_Exercise inputs_.
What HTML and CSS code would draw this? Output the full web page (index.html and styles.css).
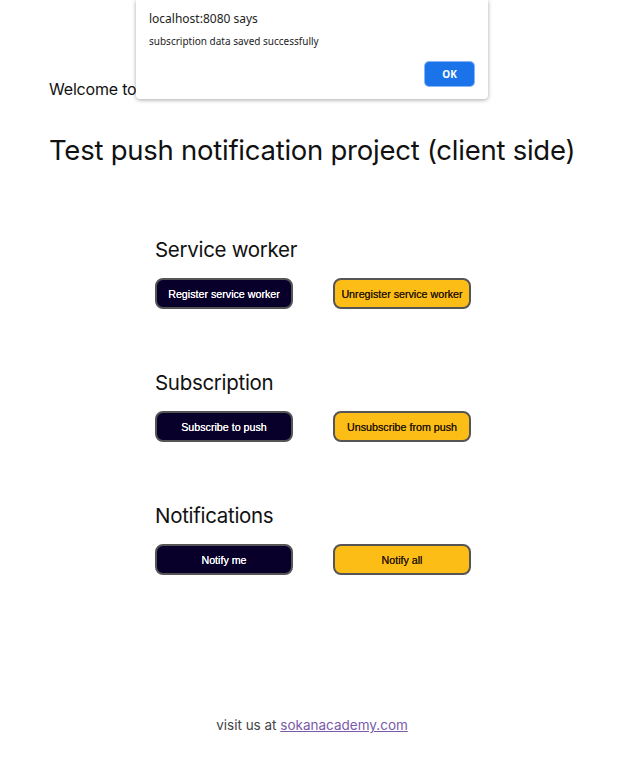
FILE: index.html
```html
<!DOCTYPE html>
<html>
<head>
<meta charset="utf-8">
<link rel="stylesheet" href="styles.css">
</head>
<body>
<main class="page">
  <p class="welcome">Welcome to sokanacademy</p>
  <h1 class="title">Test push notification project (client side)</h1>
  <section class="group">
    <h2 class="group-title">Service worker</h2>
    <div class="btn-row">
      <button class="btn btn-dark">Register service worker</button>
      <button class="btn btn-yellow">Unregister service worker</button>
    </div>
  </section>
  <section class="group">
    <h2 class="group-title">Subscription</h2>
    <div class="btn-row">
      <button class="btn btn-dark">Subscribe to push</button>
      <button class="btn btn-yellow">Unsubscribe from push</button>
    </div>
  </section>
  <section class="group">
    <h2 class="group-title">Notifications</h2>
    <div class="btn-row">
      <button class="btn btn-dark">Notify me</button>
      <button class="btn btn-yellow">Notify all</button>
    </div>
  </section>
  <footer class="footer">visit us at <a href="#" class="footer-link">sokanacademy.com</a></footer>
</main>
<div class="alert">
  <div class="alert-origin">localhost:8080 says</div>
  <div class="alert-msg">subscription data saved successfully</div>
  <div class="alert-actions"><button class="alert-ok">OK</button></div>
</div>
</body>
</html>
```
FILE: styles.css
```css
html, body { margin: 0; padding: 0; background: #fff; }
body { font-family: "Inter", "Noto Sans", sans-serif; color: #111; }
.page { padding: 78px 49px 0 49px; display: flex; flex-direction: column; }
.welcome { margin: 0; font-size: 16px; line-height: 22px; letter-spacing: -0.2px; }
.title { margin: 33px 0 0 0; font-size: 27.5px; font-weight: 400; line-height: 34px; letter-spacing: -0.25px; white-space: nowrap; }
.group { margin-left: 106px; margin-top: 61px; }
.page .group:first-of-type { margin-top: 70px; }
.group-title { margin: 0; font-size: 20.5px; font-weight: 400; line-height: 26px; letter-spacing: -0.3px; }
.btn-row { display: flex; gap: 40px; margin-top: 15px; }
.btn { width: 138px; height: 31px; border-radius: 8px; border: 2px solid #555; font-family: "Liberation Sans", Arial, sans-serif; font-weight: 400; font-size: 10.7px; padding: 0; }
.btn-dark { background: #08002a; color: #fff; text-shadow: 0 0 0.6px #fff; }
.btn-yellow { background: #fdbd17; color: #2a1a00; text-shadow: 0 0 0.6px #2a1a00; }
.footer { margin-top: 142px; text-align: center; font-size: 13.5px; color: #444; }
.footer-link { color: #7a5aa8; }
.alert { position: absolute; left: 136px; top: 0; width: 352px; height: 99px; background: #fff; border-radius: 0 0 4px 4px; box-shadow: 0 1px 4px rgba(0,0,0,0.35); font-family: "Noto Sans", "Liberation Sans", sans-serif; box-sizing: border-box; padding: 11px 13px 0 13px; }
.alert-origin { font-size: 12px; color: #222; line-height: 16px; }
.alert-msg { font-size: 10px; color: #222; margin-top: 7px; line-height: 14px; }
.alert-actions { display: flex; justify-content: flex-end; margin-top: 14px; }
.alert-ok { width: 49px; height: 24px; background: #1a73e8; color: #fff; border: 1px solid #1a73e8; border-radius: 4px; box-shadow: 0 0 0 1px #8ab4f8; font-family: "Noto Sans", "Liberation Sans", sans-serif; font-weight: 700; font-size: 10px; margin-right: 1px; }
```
* * *
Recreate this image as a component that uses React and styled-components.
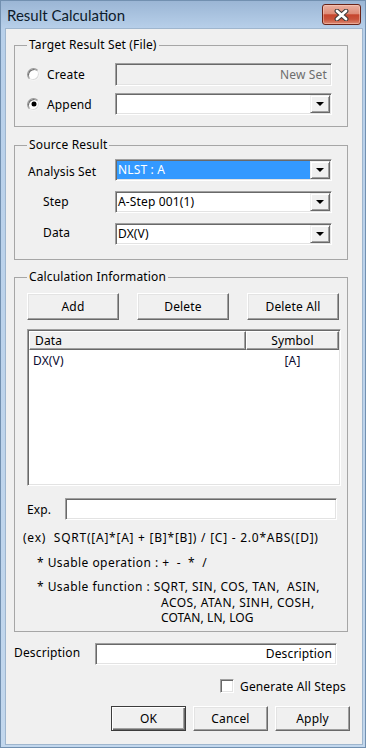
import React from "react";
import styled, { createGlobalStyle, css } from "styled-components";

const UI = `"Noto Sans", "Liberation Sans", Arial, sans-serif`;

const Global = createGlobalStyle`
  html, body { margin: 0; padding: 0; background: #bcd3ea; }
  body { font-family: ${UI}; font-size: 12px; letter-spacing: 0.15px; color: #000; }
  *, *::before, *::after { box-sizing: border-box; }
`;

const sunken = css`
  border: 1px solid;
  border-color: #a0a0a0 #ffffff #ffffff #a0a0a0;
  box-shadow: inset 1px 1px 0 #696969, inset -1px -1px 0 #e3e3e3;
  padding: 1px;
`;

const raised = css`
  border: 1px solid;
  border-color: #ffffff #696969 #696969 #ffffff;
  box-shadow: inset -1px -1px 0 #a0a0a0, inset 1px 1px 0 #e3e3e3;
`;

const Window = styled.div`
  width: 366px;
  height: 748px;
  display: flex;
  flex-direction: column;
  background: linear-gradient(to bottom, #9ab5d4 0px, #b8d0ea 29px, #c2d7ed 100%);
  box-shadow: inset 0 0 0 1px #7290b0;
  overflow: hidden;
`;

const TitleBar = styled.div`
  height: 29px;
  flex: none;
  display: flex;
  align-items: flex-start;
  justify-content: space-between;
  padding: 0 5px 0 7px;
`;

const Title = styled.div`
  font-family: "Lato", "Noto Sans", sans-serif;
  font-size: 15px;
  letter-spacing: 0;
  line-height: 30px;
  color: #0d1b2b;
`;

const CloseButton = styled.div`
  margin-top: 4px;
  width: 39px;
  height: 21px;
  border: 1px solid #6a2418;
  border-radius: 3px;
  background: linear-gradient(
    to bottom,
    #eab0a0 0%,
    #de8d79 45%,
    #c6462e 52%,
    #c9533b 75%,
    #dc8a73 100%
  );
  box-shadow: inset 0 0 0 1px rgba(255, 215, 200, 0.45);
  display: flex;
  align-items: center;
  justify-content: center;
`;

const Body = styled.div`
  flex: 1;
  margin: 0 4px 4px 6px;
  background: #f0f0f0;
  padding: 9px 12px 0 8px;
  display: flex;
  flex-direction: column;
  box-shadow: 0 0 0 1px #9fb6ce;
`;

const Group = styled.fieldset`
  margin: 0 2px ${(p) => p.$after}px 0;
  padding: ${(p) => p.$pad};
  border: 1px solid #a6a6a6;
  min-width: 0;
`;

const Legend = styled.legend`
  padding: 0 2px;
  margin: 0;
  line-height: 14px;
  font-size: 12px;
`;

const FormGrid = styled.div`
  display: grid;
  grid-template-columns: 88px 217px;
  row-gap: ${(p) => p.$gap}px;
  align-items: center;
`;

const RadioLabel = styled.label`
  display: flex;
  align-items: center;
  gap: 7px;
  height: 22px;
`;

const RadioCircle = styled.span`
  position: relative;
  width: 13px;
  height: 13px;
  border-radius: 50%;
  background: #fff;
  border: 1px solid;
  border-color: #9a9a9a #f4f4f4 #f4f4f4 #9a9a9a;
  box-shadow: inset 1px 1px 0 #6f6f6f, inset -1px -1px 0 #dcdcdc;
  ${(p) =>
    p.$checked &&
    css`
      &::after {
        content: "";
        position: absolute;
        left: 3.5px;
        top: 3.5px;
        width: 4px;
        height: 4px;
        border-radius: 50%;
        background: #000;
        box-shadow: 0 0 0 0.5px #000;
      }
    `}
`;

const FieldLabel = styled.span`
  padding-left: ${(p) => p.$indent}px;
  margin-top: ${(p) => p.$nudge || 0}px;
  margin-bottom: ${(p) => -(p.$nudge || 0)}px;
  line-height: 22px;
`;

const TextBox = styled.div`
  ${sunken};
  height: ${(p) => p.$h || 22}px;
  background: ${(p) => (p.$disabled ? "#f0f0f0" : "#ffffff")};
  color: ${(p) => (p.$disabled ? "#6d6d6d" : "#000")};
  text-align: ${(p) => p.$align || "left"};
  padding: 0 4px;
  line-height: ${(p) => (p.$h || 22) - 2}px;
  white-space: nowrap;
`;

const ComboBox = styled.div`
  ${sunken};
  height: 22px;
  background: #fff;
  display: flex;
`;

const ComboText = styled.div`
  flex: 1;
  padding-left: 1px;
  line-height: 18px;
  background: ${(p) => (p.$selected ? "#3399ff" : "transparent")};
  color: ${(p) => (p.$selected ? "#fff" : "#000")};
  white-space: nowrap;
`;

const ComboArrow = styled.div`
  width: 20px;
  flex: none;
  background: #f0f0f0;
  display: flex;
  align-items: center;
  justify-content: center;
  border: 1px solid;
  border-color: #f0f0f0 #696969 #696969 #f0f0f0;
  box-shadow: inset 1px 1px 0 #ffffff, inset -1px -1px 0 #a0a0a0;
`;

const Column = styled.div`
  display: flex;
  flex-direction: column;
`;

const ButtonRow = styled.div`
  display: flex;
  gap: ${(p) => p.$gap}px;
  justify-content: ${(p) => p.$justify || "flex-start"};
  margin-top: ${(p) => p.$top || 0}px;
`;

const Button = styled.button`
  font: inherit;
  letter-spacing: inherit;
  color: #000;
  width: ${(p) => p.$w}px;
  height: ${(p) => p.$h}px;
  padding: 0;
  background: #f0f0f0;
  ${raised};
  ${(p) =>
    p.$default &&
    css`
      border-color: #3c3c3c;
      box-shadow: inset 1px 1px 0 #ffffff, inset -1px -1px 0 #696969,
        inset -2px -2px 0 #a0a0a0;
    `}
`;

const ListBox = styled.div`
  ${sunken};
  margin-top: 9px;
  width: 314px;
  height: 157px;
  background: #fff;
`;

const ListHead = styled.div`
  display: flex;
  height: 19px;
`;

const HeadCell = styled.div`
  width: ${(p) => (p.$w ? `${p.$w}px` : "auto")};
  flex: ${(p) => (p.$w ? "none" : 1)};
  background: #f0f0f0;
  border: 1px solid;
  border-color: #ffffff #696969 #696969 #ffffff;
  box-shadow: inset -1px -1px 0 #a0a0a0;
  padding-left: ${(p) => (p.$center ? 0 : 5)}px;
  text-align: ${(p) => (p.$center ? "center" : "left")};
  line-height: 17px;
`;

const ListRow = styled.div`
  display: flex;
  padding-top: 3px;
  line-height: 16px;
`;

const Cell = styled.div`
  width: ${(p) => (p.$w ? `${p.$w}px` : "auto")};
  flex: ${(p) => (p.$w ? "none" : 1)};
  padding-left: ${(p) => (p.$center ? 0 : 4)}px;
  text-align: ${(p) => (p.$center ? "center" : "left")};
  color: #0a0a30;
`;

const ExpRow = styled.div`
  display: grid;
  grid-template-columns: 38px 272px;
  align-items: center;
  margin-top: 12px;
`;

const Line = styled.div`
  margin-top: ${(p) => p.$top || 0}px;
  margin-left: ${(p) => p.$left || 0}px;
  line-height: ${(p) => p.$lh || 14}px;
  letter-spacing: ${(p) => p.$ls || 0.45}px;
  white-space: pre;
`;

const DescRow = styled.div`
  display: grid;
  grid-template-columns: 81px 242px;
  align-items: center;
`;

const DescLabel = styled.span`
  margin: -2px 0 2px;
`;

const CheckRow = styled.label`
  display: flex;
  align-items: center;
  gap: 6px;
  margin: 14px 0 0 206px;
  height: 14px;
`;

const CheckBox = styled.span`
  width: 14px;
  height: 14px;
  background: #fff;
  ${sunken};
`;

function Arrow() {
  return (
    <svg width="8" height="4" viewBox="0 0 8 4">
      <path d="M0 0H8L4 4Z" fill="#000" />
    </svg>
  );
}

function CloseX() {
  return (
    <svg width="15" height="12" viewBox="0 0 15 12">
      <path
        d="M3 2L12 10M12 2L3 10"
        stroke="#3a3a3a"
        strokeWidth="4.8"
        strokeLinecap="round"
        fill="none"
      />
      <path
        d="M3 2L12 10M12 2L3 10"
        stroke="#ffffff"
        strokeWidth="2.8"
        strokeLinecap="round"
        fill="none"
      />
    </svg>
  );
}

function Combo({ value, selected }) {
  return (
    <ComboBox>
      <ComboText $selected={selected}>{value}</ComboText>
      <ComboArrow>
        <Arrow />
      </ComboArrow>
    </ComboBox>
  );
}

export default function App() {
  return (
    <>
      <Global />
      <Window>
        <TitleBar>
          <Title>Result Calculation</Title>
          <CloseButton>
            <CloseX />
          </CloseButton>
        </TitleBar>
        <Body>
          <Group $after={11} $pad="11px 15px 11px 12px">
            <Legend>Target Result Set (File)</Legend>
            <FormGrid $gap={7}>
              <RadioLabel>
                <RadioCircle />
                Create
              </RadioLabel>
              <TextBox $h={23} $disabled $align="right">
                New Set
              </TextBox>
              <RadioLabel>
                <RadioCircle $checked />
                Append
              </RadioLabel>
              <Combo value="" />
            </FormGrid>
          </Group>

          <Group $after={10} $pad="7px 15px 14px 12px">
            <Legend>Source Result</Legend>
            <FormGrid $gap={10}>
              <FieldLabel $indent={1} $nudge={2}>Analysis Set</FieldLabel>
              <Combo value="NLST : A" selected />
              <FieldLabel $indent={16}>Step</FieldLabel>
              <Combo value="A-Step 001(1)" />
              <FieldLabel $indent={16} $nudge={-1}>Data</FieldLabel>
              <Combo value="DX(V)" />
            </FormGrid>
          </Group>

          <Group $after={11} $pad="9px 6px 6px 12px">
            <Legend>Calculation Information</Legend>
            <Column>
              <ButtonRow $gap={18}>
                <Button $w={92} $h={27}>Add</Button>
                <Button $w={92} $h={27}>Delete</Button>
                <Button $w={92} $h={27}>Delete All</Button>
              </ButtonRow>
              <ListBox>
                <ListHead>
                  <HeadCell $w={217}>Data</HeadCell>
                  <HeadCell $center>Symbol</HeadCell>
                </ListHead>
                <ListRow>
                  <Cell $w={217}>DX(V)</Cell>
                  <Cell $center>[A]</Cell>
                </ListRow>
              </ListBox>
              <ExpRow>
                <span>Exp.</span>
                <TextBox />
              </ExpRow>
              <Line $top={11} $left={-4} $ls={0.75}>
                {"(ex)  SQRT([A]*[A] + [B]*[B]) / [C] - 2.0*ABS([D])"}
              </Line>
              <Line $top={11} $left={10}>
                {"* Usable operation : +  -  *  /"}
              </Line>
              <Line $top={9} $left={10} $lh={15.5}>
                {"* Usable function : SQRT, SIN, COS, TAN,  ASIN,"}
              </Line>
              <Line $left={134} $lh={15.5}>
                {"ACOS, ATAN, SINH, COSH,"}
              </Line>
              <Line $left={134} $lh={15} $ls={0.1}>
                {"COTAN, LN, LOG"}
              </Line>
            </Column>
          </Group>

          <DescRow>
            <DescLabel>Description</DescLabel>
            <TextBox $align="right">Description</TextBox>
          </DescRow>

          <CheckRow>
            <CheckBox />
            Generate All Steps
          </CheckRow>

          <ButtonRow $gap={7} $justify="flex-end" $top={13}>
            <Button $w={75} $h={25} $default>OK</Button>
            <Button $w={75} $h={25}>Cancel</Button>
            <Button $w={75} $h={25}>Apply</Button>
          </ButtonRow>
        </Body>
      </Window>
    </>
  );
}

_Given task_. From the entries above, copy every line that holds the word "this".

_Solution to the problem_.
What HTML and CSS code would draw this? Output the full web page (index.html and styles.css).
Recreate this image as a component that uses React and styled-components.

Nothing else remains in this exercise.